De forma que en 1856 estallaron nuevamente las hostilidades. El incidente que lo provocó fue la detención por parte de las autoridades chinas del Arrow, un mercante de casco europeo y velas chinas que, al parecer (no está acreditado), portaba bandera británica. En 1856 los ingleses pudieron contar con la ayuda de los franceses, que también querían introducirse en el mercado chino y tenían diversas quejas acerca del trato que las autoridades imperiales daban a sus misioneros. No obstante, Londres andaba escasa de barcos y tropas, por coincidir el incidente del Arrow con el motín indio. Por eso los ingleses no lograron doblegar a los chinos hasta que, sofocado el motín, pudieron en 1860 enviar suficientes tropas y barcos a China. Y así lograron que el emperador asumiera el Tratado de Tientsin, firmado en 1858 pero que estaba sin ratificar, además del Convenio de Pekín.
Durante las hostilidades, los ingleses ocuparon la península de Kowloon, en la China continental, enfrente de la isla de Hong Kong, con el fin de prevenir un hipotético ataque a la isla desde el continente. Durante la ocupación inglesa de la ciudad de Cantón, el cónsul Parkes forzó a los chinos a que le arrendaran la península por una renta de 500 dólares de plata anuales. Pocos meses después –v. Convenio de Pekín, artículo VI– se estipuló convertir el arrendamiento en cesión permanente. Nuevamente, los términos de la cesión eran similares a los empleados en Utrecht para ceder Gibraltar.
Nuevos competidores
El fin de la Segunda Guerra Anglo-China vio la llegada de otras potencias europeas ansiosas de abrirse paso en los mercados chinos. De hecho, las concesiones comerciales del Tratado de Tientsin beneficiaron no sólo a los ingleses, también a franceses, norteamericanos y rusos. Pero los británicos querían seguir siendo la principal potencia comercial en China.
Lo normal para lograr ese objetivo habría sido convertir a toda China en una colonia británica. No les hubiera costado trabajo, dado que la dinastía Manchú estaba enormemente debilitada, por su incapacidad para hacer frente a los europeos invasores y porque su origen no era genuinamente chino. Pero a los ingleses no les interesaba en absoluto incorporar China a su imperio. Los costes de la administración de la India –convertida en colonia, entre otras cosas, para evitar la competencia de los holandeses– se habían convertido en una enorme carga para el Tesoro británico. Lastrarse con el peso de tener que administrar también China era impensable. Pero, entonces, ¿cómo seguir siendo la potencia comercial predominante y evitar que otros europeos se apoderaran de un imperio en descomposición?
A partir de 1860, Londres fue el mejor aliado de Pekín.
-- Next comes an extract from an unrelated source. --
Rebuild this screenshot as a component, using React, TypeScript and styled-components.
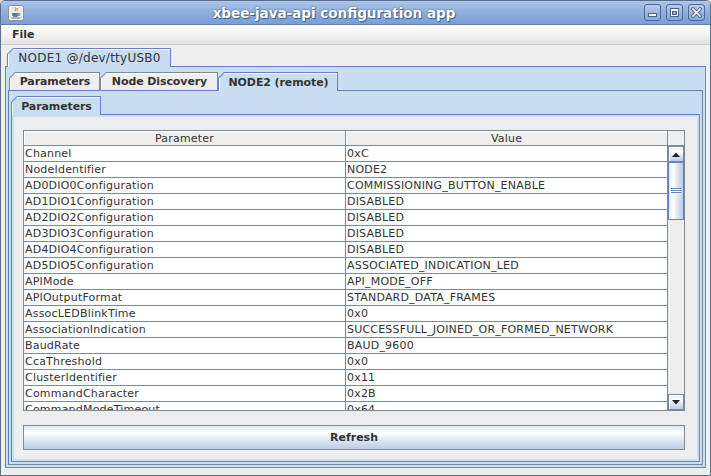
import React from "react";
import styled, { createGlobalStyle } from "styled-components";

const GlobalStyle = createGlobalStyle`
  html, body {
    margin: 0;
    padding: 0;
    width: 711px;
    height: 476px;
    overflow: hidden;
    background: #d8d8d8;
  }
  body {
    font-family: "DejaVu Sans", "Liberation Sans", sans-serif;
  }
  * { box-sizing: border-box; }
`;

const FONT = `"DejaVu Sans", "Liberation Sans", sans-serif`;
const PRIMARY1 = "#6382bf";
const SECONDARY1 = "#7a8a99";
const SELECTED = "#c8ddf2";
const CONTROL = "#eeeeee";
const OCEAN_V = `linear-gradient(to bottom, #dde8f3 0%, #ffffff 30%, #dde8f3 60%, #b8cfe5 100%)`;
const OCEAN_H = `linear-gradient(to right, #dde8f3 0%, #ffffff 30%, #dde8f3 60%, #b8cfe5 100%)`;

const Window = styled.div`
  width: 711px;
  height: 476px;
  display: flex;
  flex-direction: column;
  background: ${CONTROL};
  border: 1px solid #5a6f8f;
  border-radius: 5px 5px 0 0;
  overflow: hidden;
`;

const TitleBar = styled.div`
  height: 24px;
  flex: 0 0 24px;
  display: flex;
  align-items: center;
  padding: 0 5px 0 7px;
  background: linear-gradient(to bottom, #aec6e9 0%, #92b0dd 45%, #7d9ed3 100%);
  border-bottom: 1px solid #5f7fb3;
`;

const TitleText = styled.div`
  flex: 1;
  text-align: center;
  font: bold 13.5px ${FONT};
  color: #ffffff;
  text-shadow: 0 0 2px #39567f, 1px 1px 0 #4a6794;
  white-space: nowrap;
`;

const WinButtons = styled.div`
  display: flex;
  gap: 5px;
`;

const WinButton = styled.div`
  width: 17px;
  height: 17px;
  border: 1px solid #4f6898;
  border-radius: 3px;
  background: linear-gradient(to bottom, #b9cdec 0%, #97b3df 55%, #8aa7d8 100%);
  display: flex;
  align-items: center;
  justify-content: center;
`;

const MenuBar = styled.div`
  height: 20px;
  flex: 0 0 20px;
  display: flex;
  align-items: center;
  padding-left: 11px;
  background: linear-gradient(to bottom, #ffffff 0%, #f3f3f3 50%, #e2e2e2 100%);
  border-bottom: 1px solid #cfcfcf;
`;

const MenuItem = styled.span`
  font: bold 11px ${FONT};
  color: #333333;
`;

const Body = styled.div`
  flex: 1;
  display: flex;
  flex-direction: column;
  padding: 3px 4px 7px 4px;
  min-height: 0;
`;

const TabbedPane = styled.div<{ $inset?: number }>`
  flex: 1;
  display: flex;
  flex-direction: column;
  min-height: 0;
  padding-top: ${(p) => p.$inset ?? 0}px;
`;

const TabRow = styled.div<{ $left: number }>`
  position: relative;
  z-index: 1;
  height: 18px;
  display: flex;
  align-items: flex-start;
  padding-left: ${(p) => p.$left}px;
`;

const TabShell = styled.div<{ $selected?: boolean; $w: number }>`
  width: ${(p) => p.$w}px;
  height: ${(p) => (p.$selected ? 19 : 18)}px;
  padding: 1px 1px 0 1px;
  background: ${(p) => (p.$selected ? PRIMARY1 : SECONDARY1)};
  clip-path: polygon(6px 0, 100% 0, 100% 100%, 0 100%, 0 6px);
`;

const TabFace = styled.div<{ $selected?: boolean; $bold?: boolean; $size: number }>`
  height: 100%;
  display: flex;
  align-items: center;
  justify-content: center;
  padding-left: 1px;
  background: ${(p) => (p.$selected ? SELECTED : CONTROL)};
  box-shadow: inset 1px 1px 0 #ffffff;
  clip-path: polygon(5.4px 0, 100% 0, 100% 100%, 0 100%, 0 5.4px);
  font-family: ${FONT};
  font-size: ${(p) => p.$size}px;
  font-weight: ${(p) => (p.$bold ? "bold" : "normal")};
  letter-spacing: ${(p) => (p.$bold ? "-0.1px" : "0.25px")};
  color: #333333;
  white-space: nowrap;
`;

const Pane = styled.div`
  flex: 1;
  min-height: 0;
  display: flex;
  flex-direction: column;
  border: 1px solid ${PRIMARY1};
  border-right-color: ${SECONDARY1};
  border-bottom-color: ${SECONDARY1};
  padding: 2px;
  background: ${SELECTED};
`;

const Content = styled.div`
  flex: 1;
  min-height: 0;
  display: flex;
  flex-direction: column;
  gap: 14px;
  background: ${CONTROL};
  padding: 13px 12px 9px 9px;
`;

const ScrollPane = styled.div`
  flex: 1;
  min-height: 0;
  display: flex;
  flex-direction: column;
  border: 1px solid ${SECONDARY1};
  background: ${CONTROL};
`;

const HeaderRow = styled.div`
  height: 15px;
  flex: 0 0 15px;
  display: flex;
  border-bottom: 1px solid ${SECONDARY1};
`;

const HeaderCell = styled.div`
  width: 322px;
  display: flex;
  align-items: center;
  justify-content: center;
  border-right: 1px solid ${SECONDARY1};
  box-shadow: inset 1px 1px 0 #ffffff;
  background: ${CONTROL};
  font: 11px ${FONT};
  letter-spacing: 0.2px;
  color: #333333;
`;

const HeaderCorner = styled.div`
  width: 16px;
  background: ${CONTROL};
`;

const ScrollBody = styled.div`
  flex: 1;
  min-height: 0;
  display: flex;
`;

const Viewport = styled.div`
  width: 644px;
  overflow: hidden;
  background: #ffffff;
`;

const Row = styled.div`
  height: 16px;
  display: flex;
`;

const Cell = styled.div`
  width: 322px;
  height: 16px;
  padding: 0 2px 0 1px;
  display: flex;
  align-items: center;
  border-right: 1px solid ${SECONDARY1};
  border-bottom: 1px solid ${SECONDARY1};
  font: 11px ${FONT};
  letter-spacing: 0.2px;
  color: #333333;
  white-space: nowrap;
  overflow: hidden;
  background: #ffffff;
`;

const ScrollBar = styled.div`
  width: 16px;
  display: flex;
  flex-direction: column;
  background: ${CONTROL};
`;

const ArrowButton = styled.div`
  height: 16px;
  flex: 0 0 16px;
  display: flex;
  align-items: center;
  justify-content: center;
  border: 1px solid ${SECONDARY1};
  box-shadow: inset 1px 1px 0 #ffffff;
  background: ${OCEAN_V};
`;

const Track = styled.div`
  flex: 1;
  display: flex;
  flex-direction: column;
`;

const Thumb = styled.div`
  height: 58px;
  border: 1px solid ${PRIMARY1};
  background: ${OCEAN_H};
  display: flex;
  align-items: center;
  justify-content: center;
`;

const Grip = styled.div`
  width: 10px;
  height: 6px;
  background: repeating-linear-gradient(
    to bottom,
    ${PRIMARY1} 0px,
    ${PRIMARY1} 1px,
    #ffffff 1px,
    #ffffff 2px
  );
`;

const Button = styled.div`
  height: 25px;
  flex: 0 0 25px;
  display: flex;
  align-items: center;
  justify-content: center;
  border: 1px solid ${SECONDARY1};
  background: ${OCEAN_V};
  font: bold 11px ${FONT};
  color: #333333;
`;

const rows: [string, string][] = [
  ["Channel", "0xC"],
  ["NodeIdentifier", "NODE2"],
  ["AD0DIO0Configuration", "COMMISSIONING_BUTTON_ENABLE"],
  ["AD1DIO1Configuration", "DISABLED"],
  ["AD2DIO2Configuration", "DISABLED"],
  ["AD3DIO3Configuration", "DISABLED"],
  ["AD4DIO4Configuration", "DISABLED"],
  ["AD5DIO5Configuration", "ASSOCIATED_INDICATION_LED"],
  ["APIMode", "API_MODE_OFF"],
  ["APIOutputFormat", "STANDARD_DATA_FRAMES"],
  ["AssocLEDBlinkTime", "0x0"],
  ["AssociationIndication", "SUCCESSFULL_JOINED_OR_FORMED_NETWORK"],
  ["BaudRate", "BAUD_9600"],
  ["CcaThreshold", "0x0"],
  ["ClusterIdentifier", "0x11"],
  ["CommandCharacter", "0x2B"],
  ["CommandModeTimeout", "0x64"],
  ["CoordinatorEnable", "DISABLED"],
];

const JavaIcon = () => (
  <svg width="16" height="16" viewBox="0 0 16 16">
    <rect x="0.5" y="0.5" width="15" height="15" rx="2" fill="#eaeaea" stroke="#8c8c8c" />
    <rect x="1.5" y="1.5" width="13" height="13" rx="1.5" fill="none" stroke="#ffffff" />
    <path d="M7.5 2.5c1.5 1.2-1.2 2.2 0 3.6M9.2 3.2c1 0.9-0.8 1.6 0.2 2.6" stroke="#e76f00" strokeWidth="1" fill="none" />
    <path d="M4 8h6.5v1.5c0 1.4-1.2 2.5-2.6 2.5H6.6C5.2 12 4 10.9 4 9.5z" fill="#5382a1" />
    <path d="M10.5 8.6h1.2c0.8 0 0.8 1.8 0 1.8h-1.4" stroke="#5382a1" strokeWidth="0.9" fill="none" />
    <path d="M3.5 13h9" stroke="#5382a1" strokeWidth="1" />
  </svg>
);

const MinGlyph = () => (
  <svg width="11" height="11" viewBox="0 0 11 11">
    <rect x="1.5" y="6.5" width="8" height="3" fill="#ffffff" stroke="#4a628f" />
  </svg>
);

const MaxGlyph = () => (
  <svg width="11" height="11" viewBox="0 0 11 11">
    <rect x="1.5" y="1.5" width="8" height="8" fill="#ffffff" stroke="#4a628f" />
    <rect x="3.5" y="4.5" width="4" height="3" fill="#8eaad8" stroke="#4a628f" />
  </svg>
);

const CloseGlyph = () => (
  <svg width="11" height="11" viewBox="0 0 11 11">
    <path d="M2 2L9 9M9 2L2 9" stroke="#4a628f" strokeWidth="3.4" strokeLinecap="square" />
    <path d="M2 2L9 9M9 2L2 9" stroke="#ffffff" strokeWidth="1.6" strokeLinecap="square" />
  </svg>
);

const UpArrow = () => (
  <svg width="8" height="5" viewBox="0 0 8 5">
    <path d="M0 5L4 0.5L8 5z" fill="#222222" />
  </svg>
);

const DownArrow = () => (
  <svg width="8" height="5" viewBox="0 0 8 5">
    <path d="M0 0L4 4.5L8 0z" fill="#222222" />
  </svg>
);

type TabDef = { label: string; width: number; selected?: boolean; bold?: boolean; size?: number };

const Tabs: React.FC<{ tabs: TabDef[]; left: number }> = ({ tabs, left }) => (
  <TabRow $left={left}>
    {tabs.map((t) => (
      <TabShell key={t.label} $selected={t.selected} $w={t.width}>
        <TabFace $selected={t.selected} $bold={t.bold !== false} $size={t.size ?? 11}>
          {t.label}
        </TabFace>
      </TabShell>
    ))}
  </TabRow>
);

export default function App() {
  return (
    <>
      <GlobalStyle />
      <Window>
        <TitleBar>
          <JavaIcon />
          <TitleText>xbee-java-api configuration app</TitleText>
          <WinButtons>
            <WinButton><MinGlyph /></WinButton>
            <WinButton><MaxGlyph /></WinButton>
            <WinButton><CloseGlyph /></WinButton>
          </WinButtons>
        </TitleBar>
        <MenuBar>
          <MenuItem>File</MenuItem>
        </MenuBar>
        <Body>
          <TabbedPane>
            <Tabs
              left={2}
              tabs={[{ label: "NODE1 @/dev/ttyUSB0", width: 164, selected: true, bold: false, size: 12 }]}
            />
            <Pane>
              <TabbedPane $inset={3}>
                <Tabs
                  left={1}
                  tabs={[
                    { label: "Parameters", width: 91 },
                    { label: "Node Discovery", width: 118 },
                    { label: "NODE2 (remote)", width: 120, selected: true },
                  ]}
                />
                <Pane>
                  <TabbedPane $inset={3}>
                    <Tabs left={0} tabs={[{ label: "Parameters", width: 90, selected: true }]} />
                    <Pane>
                      <Content>
                        <ScrollPane>
                          <HeaderRow>
                            <HeaderCell>Parameter</HeaderCell>
                            <HeaderCell>Value</HeaderCell>
                            <HeaderCorner />
                          </HeaderRow>
                          <ScrollBody>
                            <Viewport>
                              {rows.map(([k, v]) => (
                                <Row key={k}>
                                  <Cell>{k}</Cell>
                                  <Cell>{v}</Cell>
                                </Row>
                              ))}
                            </Viewport>
                            <ScrollBar>
                              <ArrowButton><UpArrow /></ArrowButton>
                              <Track>
                                <Thumb><Grip /></Thumb>
                              </Track>
                              <ArrowButton><DownArrow /></ArrowButton>
                            </ScrollBar>
                          </ScrollBody>
                        </ScrollPane>
                        <Button>Refresh</Button>
                      </Content>
                    </Pane>
                  </TabbedPane>
                </Pane>
              </TabbedPane>
            </Pane>
          </TabbedPane>
        </Body>
      </Window>
    </>
  );
}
Ya no era sólo contra los occidentales y japoneses que había que defender el Imperio del Centro. Las sucesivas derrotas a manos de los británicos habían despertado un furioso sentimiento nacional que en parte se dirigió contra la figura del emperador. Cuanto más se mostraron los británicos dispuestos a ayudar a las autoridades chinas frente a las presiones europeas y japonesas, más se debilitó el prestigio imperial entre los súbditos.
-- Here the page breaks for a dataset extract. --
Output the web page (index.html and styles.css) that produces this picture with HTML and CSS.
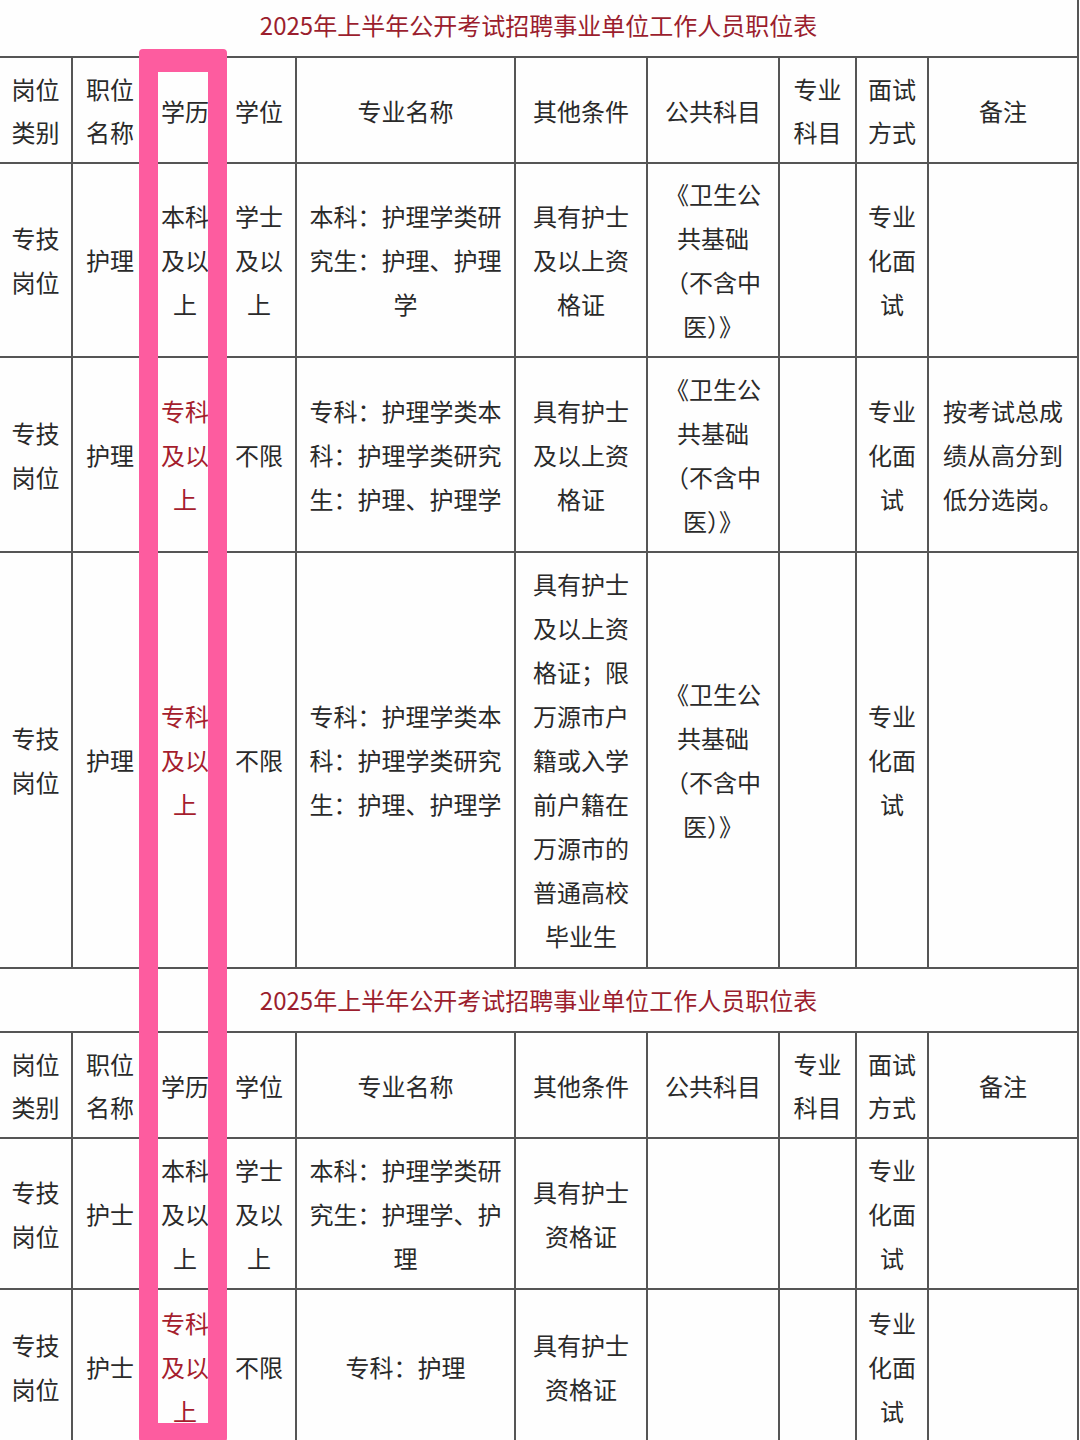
FILE: index.html
```html
<!DOCTYPE html>
<html lang="zh-CN">
<head>
<meta charset="utf-8">
<title>2025年上半年公开考试招聘事业单位工作人员职位表</title>
<link rel="stylesheet" href="styles.css">
</head>
<body>
<div class="page">
  <table class="jobs">
    <colgroup>
      <col class="c1"><col class="c2"><col class="c3"><col class="c4"><col class="c5">
      <col class="c6"><col class="c7"><col class="c8"><col class="c9"><col class="c10">
    </colgroup>
    <tbody>
      <tr class="r-title">
        <td colspan="10" class="title">2025年上半年公开考试招聘事业单位工作人员职位表</td>
      </tr>
      <tr class="r-head">
        <td class="first">岗位<br>类别</td>
        <td>职位<br>名称</td>
        <td>学历</td>
        <td>学位</td>
        <td>专业名称</td>
        <td>其他条件</td>
        <td>公共科目</td>
        <td>专业<br>科目</td>
        <td>面试<br>方式</td>
        <td>备注</td>
      </tr>
      <tr class="r1">
        <td class="first">专技<br>岗位</td>
        <td>护理</td>
        <td>本科<br>及以<br>上</td>
        <td>学士<br>及以<br>上</td>
        <td>本科：护理学类研<br>究生：护理、护理<br>学</td>
        <td>具有护士<br>及以上资<br>格证</td>
        <td>《卫生公<br>共基础<br>（不含中<br>医）》</td>
        <td></td>
        <td>专业<br>化面<br>试</td>
        <td></td>
      </tr>
      <tr class="r2">
        <td class="first">专技<br>岗位</td>
        <td>护理</td>
        <td class="red">专科<br>及以<br>上</td>
        <td>不限</td>
        <td>专科：护理学类本<br>科：护理学类研究<br>生：护理、护理学</td>
        <td>具有护士<br>及以上资<br>格证</td>
        <td>《卫生公<br>共基础<br>（不含中<br>医）》</td>
        <td></td>
        <td>专业<br>化面<br>试</td>
        <td>按考试总成<br>绩从高分到<br>低分选岗。</td>
      </tr>
      <tr class="r3">
        <td class="first">专技<br>岗位</td>
        <td>护理</td>
        <td class="red">专科<br>及以<br>上</td>
        <td>不限</td>
        <td>专科：护理学类本<br>科：护理学类研究<br>生：护理、护理学</td>
        <td>具有护士<br>及以上资<br>格证；限<br>万源市户<br>籍或入学<br>前户籍在<br>万源市的<br>普通高校<br>毕业生</td>
        <td>《卫生公<br>共基础<br>（不含中<br>医）》</td>
        <td></td>
        <td>专业<br>化面<br>试</td>
        <td></td>
      </tr>
      <tr class="r-title2">
        <td colspan="10" class="title">2025年上半年公开考试招聘事业单位工作人员职位表</td>
      </tr>
      <tr class="r-head">
        <td class="first">岗位<br>类别</td>
        <td>职位<br>名称</td>
        <td>学历</td>
        <td>学位</td>
        <td>专业名称</td>
        <td>其他条件</td>
        <td>公共科目</td>
        <td>专业<br>科目</td>
        <td>面试<br>方式</td>
        <td>备注</td>
      </tr>
      <tr class="r4">
        <td class="first">专技<br>岗位</td>
        <td>护士</td>
        <td>本科<br>及以<br>上</td>
        <td>学士<br>及以<br>上</td>
        <td>本科：护理学类研<br>究生：护理学、护<br>理</td>
        <td>具有护士<br>资格证</td>
        <td></td>
        <td></td>
        <td>专业<br>化面<br>试</td>
        <td></td>
      </tr>
      <tr class="r5">
        <td class="first">专技<br>岗位</td>
        <td>护士</td>
        <td class="red">专科<br>及以<br>上</td>
        <td>不限</td>
        <td>专科：护理</td>
        <td>具有护士<br>资格证</td>
        <td></td>
        <td></td>
        <td>专业<br>化面<br>试</td>
        <td></td>
      </tr>
    </tbody>
  </table>
  <div class="highlight" aria-hidden="true"></div>
</div>
</body>
</html>
```

FILE: styles.css
```css
html, body {
  margin: 0;
  padding: 0;
  background: #ffffff;
}

body {
  font-family: "Noto Sans CJK SC", "Noto Sans", "DejaVu Sans", sans-serif;
  color: #2a2a2a;
  overflow: hidden;
}

.page {
  position: relative;
  width: 1080px;
  height: 1440px;
  overflow: hidden;
  background: #fefefe;
}

.jobs {
  border-collapse: collapse;
  table-layout: fixed;
  width: 1078px;
  font-size: 24px;
  line-height: 44px;
}

.c1 { width: 72px; }
.c2 { width: 76px; }
.c3 { width: 74px; }
.c4 { width: 74px; }
.c5 { width: 219px; }
.c6 { width: 132px; }
.c7 { width: 132px; }
.c8 { width: 77px; }
.c9 { width: 72px; }
.c10 { width: 150px; }

.jobs td {
  border: 2px solid #555555;
  padding: 0;
  text-align: center;
  vertical-align: middle;
  white-space: nowrap;
}

.jobs td.first {
  border-left: none;
}

.jobs td.title {
  border-left: none;
  border-top: none;
  font-size: 24px;
  color: #9b1e2e;
  line-height: 34px;
}

.r-title { height: 57px; }
.r-title td { padding-bottom: 6px; }
.r-head { height: 106px; }
.r-head td { line-height: 43px; }
.r1 { height: 194px; }
.r2 { height: 195px; }
.r3 { height: 416px; }
.r-title2 { height: 64px; }
.r4 { height: 151px; }
.r5 { height: 156px; }

.jobs td.red {
  color: #a51d2d;
}

.highlight {
  position: absolute;
  left: 139px;
  top: 49px;
  width: 50px;
  height: 1351px;
  border-style: solid;
  border-color: #fd5c9f;
  border-width: 23px 19px 19px 19px;
  border-radius: 4px;
}
```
Una de las estrategias seguidas por los ingleses para proteger el imperio chino pasó por lograr que las cesiones territoriales que el emperador se vio obligado a hacer a las potencias occidentales lo fueran por un tiempo determinado. De esta forma se pretendió blindar el prestigio del emperador, ya que la temporalidad de las cesiones territoriales permitía que, al menos formalmente, no fueran cesiones de soberanía.
Los Nuevos Territorios
Mientras otras potencias conseguían cesiones temporales de territorios, las autoridades de Hong Kong presionaron a Londres para que lograra la extensión de la colonia. La metrópoli se sintió incapaz de oponerse. Tal era la debilidad del imperio chino, que ninguna resistencia podía enfrentar a cualquier demanda británica. El 9 de junio de 1898 se firmó el Segundo Convenio de Pekín, por el que el imperio chino cedió a la Corona británica una extensa franja de terreno alrededor de la península de Kowloon y el conjunto de las islas que rodeaban Hong Kong. La gran diferencia con los tratados anteriores era que la cesión ya no pudo hacerse a perpetuidad, sino que, siguiendo el ejemplo que los británicos habían impuesto a otros europeos, se hizo por 99 años, de forma que el territorio tendría que ser devuelto el 1 julio de 1997.
Los ingleses creyeron que esos 99 años serían equivalentes a la perpetuidad. Pero no fue así. Llegada la fecha, hubieron de devolver no sólo lo que se había adquirido sólo temporalmente, también lo que se les había cedido a perpetuidad, la isla de Hong Kong y la península de Kowloon. Cómo el destino de la parte cedida temporalmente arrastró al de las que se habían cedido a perpetuidad es otra historia interesante que habrá que dejar para otra ocasión.
El caso es que Gibraltar, en cambio, fue cedido a perpetuidad y nunca España, en las muchas concesiones hechas a la colonia desde el Tratado de Utrecht, tuvo la habilidad de condicionarlas a que se fijara un plazo de devolución. Y los británicos, todo hay que decirlo, no cometieron el error de ofrecerlo.